===== The records

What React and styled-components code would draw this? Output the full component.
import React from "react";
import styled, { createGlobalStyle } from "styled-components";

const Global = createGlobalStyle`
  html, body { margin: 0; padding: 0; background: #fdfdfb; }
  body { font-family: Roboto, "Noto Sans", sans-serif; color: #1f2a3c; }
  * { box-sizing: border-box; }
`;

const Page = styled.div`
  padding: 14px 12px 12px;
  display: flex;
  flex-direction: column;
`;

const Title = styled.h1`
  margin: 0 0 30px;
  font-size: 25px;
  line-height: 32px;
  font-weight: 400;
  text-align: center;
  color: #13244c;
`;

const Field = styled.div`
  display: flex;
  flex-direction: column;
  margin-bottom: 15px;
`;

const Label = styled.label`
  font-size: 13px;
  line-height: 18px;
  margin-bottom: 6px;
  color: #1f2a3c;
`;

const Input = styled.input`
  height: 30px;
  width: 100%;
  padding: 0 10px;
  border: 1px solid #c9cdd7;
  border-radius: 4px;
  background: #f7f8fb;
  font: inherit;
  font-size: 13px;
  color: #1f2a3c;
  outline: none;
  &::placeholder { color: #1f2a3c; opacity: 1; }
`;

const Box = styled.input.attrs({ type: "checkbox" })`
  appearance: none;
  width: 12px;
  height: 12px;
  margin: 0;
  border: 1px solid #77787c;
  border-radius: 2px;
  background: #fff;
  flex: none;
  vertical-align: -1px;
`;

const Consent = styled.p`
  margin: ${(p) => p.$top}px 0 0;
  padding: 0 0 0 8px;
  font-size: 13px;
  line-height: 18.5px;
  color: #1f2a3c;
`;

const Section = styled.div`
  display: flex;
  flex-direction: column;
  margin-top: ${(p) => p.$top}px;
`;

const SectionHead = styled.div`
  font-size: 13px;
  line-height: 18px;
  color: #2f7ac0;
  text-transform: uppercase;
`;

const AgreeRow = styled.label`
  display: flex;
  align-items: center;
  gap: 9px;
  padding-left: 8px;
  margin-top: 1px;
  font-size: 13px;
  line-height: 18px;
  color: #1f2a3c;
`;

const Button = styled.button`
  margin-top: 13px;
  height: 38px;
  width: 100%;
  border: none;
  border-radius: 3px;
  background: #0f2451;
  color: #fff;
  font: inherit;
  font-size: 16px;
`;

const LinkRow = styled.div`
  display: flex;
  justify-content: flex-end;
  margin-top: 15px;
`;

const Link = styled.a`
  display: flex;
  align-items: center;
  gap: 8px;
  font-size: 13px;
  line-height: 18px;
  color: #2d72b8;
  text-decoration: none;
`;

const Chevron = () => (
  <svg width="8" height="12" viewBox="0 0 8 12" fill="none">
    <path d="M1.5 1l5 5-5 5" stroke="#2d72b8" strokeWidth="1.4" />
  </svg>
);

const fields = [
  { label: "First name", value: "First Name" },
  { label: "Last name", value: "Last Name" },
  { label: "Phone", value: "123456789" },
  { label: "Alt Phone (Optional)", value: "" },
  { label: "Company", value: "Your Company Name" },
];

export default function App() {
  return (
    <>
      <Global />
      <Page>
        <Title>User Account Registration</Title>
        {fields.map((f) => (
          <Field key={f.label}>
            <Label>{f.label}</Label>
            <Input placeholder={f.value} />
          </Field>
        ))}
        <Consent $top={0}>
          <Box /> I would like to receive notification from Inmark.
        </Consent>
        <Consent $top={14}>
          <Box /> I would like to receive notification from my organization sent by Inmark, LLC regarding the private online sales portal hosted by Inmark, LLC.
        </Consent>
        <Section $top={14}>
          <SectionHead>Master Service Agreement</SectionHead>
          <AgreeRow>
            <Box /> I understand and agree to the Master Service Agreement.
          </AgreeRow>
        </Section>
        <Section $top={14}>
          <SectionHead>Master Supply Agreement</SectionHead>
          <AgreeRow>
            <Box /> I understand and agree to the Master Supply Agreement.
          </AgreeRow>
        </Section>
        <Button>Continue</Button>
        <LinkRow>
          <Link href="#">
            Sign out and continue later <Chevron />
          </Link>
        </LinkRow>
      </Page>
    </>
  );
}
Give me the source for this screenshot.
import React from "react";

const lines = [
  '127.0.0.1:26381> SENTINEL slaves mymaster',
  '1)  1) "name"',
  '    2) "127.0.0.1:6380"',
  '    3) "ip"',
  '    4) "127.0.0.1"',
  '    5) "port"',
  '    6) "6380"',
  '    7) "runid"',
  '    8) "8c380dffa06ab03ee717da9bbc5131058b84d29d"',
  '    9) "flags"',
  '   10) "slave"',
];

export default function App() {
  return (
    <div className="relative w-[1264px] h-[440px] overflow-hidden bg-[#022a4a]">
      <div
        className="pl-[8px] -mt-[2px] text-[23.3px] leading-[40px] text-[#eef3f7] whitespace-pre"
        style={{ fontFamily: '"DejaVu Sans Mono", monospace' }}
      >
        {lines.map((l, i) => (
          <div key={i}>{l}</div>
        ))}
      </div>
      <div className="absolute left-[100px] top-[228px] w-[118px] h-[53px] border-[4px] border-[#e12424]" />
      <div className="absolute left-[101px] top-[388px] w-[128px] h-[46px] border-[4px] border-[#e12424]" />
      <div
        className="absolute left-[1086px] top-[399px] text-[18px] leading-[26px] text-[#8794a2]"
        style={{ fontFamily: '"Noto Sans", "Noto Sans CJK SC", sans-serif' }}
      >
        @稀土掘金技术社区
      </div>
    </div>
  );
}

==========
===== The records

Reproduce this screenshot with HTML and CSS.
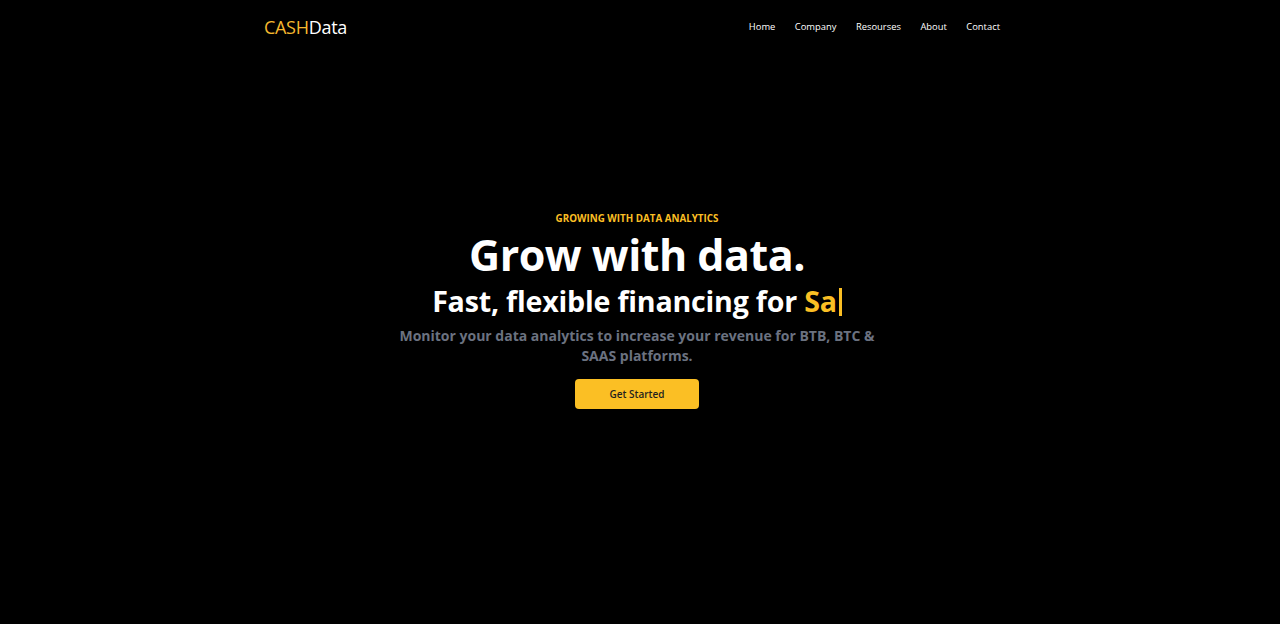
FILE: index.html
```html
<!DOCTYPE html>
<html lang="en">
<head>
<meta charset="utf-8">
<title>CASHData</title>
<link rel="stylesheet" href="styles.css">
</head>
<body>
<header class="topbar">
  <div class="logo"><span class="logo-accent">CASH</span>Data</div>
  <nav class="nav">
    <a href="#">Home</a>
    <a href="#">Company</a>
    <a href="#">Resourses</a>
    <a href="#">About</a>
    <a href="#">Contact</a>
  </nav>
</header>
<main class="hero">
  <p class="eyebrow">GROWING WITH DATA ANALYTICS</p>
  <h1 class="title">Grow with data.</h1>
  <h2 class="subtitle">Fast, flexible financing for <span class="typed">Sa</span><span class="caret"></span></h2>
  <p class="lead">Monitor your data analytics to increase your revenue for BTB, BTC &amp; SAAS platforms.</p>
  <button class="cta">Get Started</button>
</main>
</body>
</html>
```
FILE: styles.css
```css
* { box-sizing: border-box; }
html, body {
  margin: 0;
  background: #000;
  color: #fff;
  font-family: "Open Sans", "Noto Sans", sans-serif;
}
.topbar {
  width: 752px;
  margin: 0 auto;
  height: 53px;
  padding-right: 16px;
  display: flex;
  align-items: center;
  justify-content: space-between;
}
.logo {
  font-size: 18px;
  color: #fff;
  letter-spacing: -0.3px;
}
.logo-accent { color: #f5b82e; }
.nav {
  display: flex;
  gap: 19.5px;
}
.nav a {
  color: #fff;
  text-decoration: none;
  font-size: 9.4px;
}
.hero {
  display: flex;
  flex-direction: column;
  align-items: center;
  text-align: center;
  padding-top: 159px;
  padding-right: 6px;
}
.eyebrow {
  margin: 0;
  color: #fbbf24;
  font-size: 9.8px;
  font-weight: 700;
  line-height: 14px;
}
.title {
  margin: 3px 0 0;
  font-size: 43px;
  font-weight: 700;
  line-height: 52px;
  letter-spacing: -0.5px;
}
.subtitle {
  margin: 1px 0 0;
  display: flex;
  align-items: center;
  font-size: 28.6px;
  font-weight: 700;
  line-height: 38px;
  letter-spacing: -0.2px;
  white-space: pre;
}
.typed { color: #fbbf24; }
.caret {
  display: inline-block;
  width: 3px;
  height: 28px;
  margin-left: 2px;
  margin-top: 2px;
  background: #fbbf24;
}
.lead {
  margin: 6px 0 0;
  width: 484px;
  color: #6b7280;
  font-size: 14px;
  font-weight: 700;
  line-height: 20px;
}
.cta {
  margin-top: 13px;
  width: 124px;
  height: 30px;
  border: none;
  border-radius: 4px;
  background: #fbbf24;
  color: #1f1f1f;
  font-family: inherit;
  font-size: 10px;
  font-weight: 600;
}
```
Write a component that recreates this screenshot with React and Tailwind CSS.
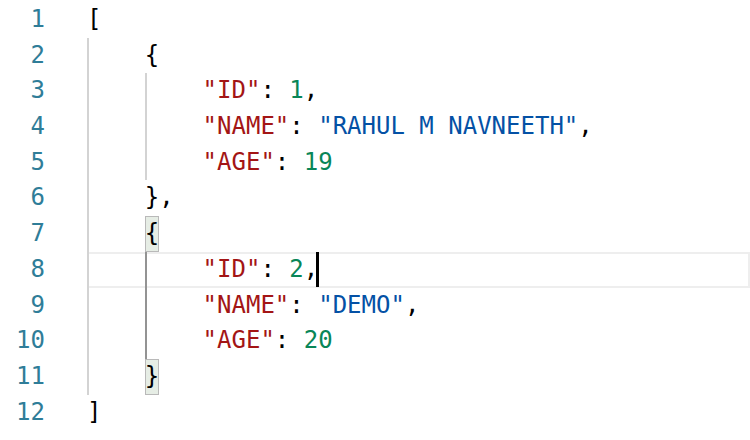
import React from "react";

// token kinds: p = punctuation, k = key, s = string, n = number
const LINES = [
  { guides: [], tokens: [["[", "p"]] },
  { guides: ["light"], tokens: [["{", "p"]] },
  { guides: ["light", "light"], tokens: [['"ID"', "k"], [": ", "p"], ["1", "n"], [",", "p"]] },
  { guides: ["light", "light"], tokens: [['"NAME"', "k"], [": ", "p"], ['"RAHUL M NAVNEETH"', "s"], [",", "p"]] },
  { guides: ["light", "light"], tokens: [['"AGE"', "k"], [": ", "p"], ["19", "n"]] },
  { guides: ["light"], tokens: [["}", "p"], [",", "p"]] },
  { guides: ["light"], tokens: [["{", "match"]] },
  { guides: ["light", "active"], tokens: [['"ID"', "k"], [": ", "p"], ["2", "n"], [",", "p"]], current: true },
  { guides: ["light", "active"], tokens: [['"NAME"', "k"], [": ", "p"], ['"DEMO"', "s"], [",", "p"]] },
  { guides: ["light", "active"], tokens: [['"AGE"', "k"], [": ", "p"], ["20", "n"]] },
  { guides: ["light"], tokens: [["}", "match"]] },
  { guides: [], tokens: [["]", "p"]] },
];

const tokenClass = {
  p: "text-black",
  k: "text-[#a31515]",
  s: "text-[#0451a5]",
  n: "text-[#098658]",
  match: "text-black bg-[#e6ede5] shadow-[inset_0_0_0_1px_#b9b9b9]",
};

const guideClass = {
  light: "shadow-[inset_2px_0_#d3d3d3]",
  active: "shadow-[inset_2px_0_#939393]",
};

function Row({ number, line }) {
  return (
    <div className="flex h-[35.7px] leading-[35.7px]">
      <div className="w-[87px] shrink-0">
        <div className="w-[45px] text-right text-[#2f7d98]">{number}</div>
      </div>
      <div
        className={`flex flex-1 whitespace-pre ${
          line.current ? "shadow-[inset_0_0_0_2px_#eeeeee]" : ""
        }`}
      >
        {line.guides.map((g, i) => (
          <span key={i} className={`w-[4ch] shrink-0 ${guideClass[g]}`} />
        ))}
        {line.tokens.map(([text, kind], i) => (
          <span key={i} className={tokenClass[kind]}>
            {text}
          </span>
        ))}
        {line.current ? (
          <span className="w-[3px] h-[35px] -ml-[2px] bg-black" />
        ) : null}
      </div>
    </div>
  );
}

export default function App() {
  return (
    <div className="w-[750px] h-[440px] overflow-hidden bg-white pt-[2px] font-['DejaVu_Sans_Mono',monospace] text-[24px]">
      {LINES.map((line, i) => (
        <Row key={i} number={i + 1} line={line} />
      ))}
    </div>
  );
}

==========

Identify and copy all lines with the word "components".

### Reply to the task
What React and styled-components code would draw this? Output the full component.
import styled, { createGlobalStyle } from "styled-components";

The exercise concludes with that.